Challenge —
Select from the records below every line that has the word "this" in it.

━━━

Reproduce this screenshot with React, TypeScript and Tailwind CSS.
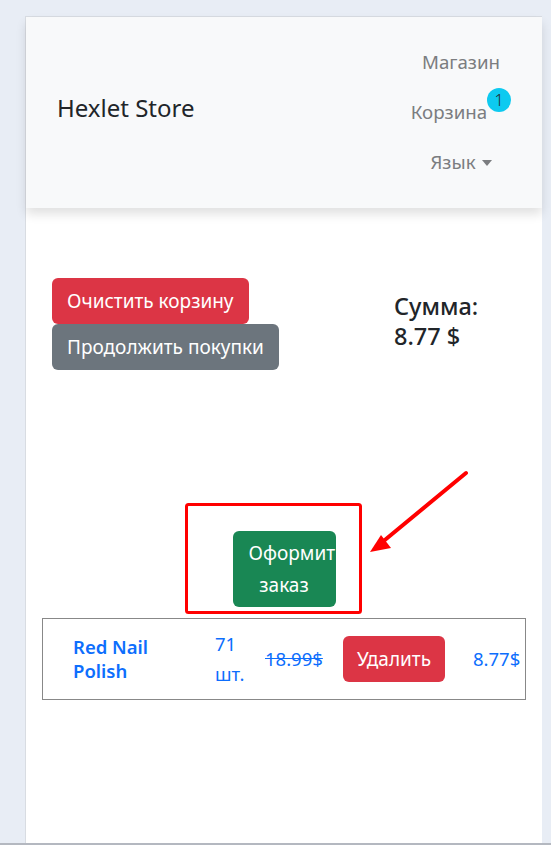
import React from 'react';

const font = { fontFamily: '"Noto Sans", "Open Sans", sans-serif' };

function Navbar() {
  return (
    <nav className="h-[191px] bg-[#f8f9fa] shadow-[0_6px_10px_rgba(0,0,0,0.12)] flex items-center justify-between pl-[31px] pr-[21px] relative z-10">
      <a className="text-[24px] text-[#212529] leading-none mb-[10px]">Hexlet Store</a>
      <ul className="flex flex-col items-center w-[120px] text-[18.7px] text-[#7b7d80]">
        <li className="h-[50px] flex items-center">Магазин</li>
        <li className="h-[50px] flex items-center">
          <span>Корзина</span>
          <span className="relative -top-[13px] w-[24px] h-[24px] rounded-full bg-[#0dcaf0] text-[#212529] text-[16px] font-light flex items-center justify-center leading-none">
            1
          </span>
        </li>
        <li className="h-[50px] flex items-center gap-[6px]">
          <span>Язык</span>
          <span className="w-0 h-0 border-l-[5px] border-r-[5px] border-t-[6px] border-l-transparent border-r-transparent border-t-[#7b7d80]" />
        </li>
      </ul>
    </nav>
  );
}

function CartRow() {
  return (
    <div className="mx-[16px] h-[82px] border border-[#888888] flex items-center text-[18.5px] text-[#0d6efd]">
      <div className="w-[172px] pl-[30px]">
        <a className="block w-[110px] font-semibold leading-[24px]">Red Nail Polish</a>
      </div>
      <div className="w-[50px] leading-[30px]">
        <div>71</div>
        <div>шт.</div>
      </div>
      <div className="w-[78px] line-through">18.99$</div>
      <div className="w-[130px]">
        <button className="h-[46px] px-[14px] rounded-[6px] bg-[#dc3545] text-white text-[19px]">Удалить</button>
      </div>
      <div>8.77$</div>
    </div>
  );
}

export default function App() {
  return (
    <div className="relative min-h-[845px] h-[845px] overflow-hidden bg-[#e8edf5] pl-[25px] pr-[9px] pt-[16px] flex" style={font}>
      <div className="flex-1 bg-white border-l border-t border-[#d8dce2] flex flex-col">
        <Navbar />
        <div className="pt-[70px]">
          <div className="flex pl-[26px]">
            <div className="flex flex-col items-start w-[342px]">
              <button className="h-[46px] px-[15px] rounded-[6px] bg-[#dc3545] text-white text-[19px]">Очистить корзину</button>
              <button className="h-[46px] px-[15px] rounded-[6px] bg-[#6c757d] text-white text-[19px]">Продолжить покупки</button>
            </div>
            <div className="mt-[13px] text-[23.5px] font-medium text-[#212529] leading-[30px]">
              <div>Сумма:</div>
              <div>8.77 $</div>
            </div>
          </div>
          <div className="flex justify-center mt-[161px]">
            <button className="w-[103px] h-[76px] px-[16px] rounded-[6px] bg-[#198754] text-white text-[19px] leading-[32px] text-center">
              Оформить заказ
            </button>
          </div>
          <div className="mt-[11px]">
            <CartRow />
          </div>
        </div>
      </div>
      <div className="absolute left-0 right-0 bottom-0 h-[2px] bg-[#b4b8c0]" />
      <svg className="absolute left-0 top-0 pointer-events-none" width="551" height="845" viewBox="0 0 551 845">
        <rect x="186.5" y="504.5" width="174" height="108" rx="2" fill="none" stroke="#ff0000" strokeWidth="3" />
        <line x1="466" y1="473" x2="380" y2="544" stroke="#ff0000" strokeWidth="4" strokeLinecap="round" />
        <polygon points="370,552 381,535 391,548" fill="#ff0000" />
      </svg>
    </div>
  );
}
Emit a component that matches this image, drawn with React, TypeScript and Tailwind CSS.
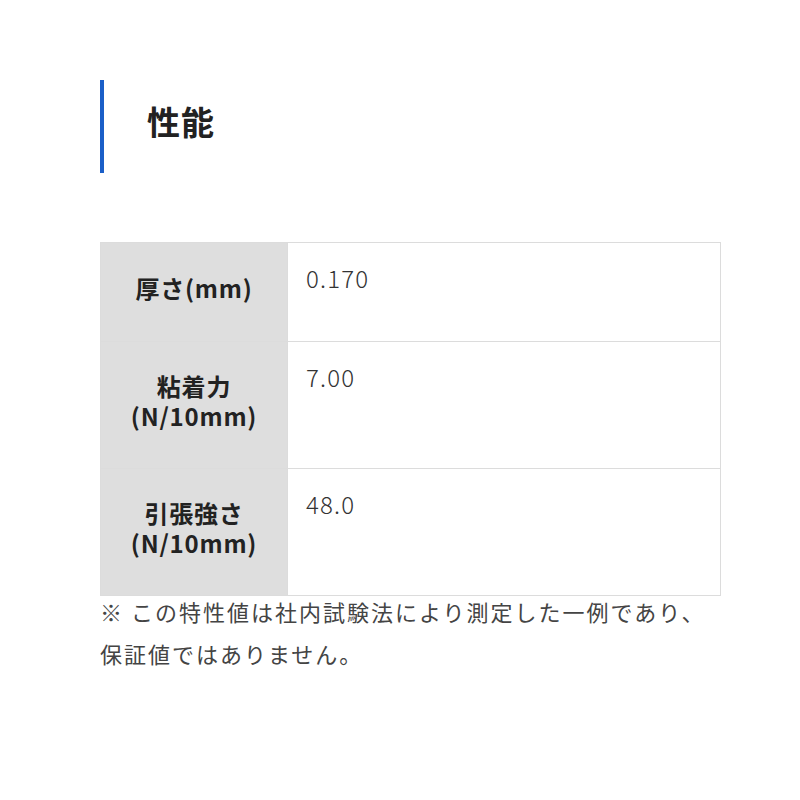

━━━

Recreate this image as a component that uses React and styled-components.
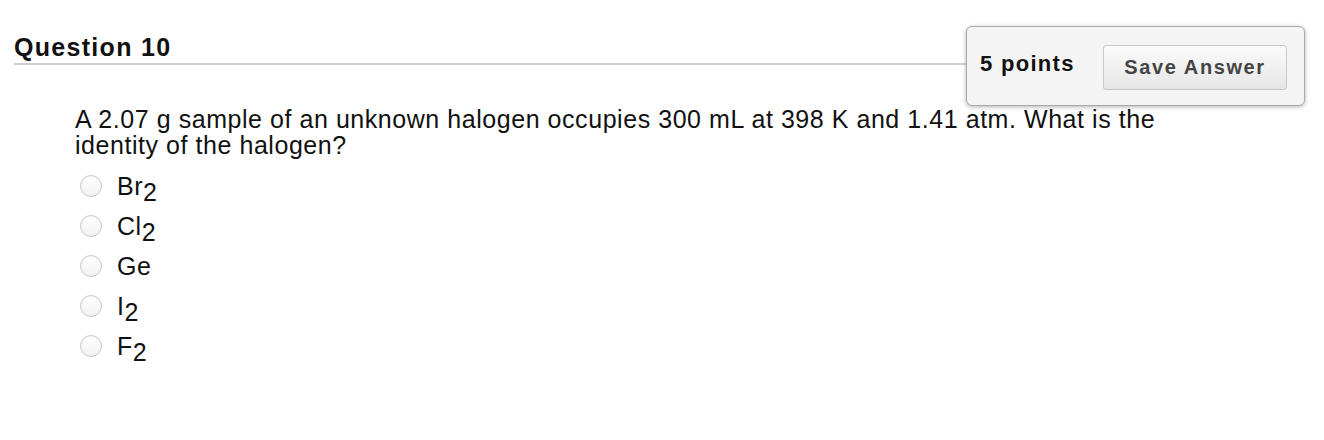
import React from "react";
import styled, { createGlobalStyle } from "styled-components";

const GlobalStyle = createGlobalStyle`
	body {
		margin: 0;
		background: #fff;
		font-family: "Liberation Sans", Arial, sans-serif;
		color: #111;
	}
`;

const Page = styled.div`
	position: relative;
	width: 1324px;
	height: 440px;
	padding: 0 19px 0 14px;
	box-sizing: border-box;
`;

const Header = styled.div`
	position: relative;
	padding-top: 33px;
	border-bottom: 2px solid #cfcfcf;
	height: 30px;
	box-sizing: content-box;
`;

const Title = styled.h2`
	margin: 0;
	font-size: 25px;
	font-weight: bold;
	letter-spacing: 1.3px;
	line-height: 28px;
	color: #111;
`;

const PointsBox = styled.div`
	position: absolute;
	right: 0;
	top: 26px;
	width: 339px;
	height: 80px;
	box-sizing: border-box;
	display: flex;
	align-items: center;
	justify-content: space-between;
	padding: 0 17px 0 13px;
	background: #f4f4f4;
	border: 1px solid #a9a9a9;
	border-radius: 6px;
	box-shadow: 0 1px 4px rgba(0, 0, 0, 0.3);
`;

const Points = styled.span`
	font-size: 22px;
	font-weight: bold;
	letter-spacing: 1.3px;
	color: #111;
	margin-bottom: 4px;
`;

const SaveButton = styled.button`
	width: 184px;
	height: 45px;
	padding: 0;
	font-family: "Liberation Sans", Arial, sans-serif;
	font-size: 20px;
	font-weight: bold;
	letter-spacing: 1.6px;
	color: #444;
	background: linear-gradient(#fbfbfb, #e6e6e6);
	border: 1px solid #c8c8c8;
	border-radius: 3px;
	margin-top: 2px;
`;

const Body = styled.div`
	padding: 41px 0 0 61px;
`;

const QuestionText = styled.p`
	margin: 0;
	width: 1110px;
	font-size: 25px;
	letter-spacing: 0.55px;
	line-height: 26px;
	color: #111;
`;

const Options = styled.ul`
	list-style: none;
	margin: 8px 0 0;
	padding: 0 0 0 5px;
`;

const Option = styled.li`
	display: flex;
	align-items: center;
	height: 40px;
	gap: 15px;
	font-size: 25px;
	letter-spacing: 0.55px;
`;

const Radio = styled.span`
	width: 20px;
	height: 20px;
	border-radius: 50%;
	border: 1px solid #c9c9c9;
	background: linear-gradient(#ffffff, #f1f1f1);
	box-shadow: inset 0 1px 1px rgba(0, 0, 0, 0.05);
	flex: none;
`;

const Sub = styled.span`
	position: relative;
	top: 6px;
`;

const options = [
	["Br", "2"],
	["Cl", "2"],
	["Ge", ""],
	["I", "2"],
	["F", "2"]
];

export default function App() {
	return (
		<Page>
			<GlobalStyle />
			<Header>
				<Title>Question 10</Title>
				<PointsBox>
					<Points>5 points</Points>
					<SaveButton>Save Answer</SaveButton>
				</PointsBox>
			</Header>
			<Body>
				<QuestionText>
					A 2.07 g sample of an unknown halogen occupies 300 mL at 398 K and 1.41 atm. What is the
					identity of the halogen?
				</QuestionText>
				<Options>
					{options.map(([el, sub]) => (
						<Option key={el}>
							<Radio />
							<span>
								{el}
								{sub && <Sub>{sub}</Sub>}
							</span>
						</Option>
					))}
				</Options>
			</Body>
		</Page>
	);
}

━━━

Complete answer —
Reproduce this screenshot with React, TypeScript and Tailwind CSS.
Emit a component that matches this image, drawn with React, TypeScript and Tailwind CSS.
Recreate this image as a component that uses React and styled-components.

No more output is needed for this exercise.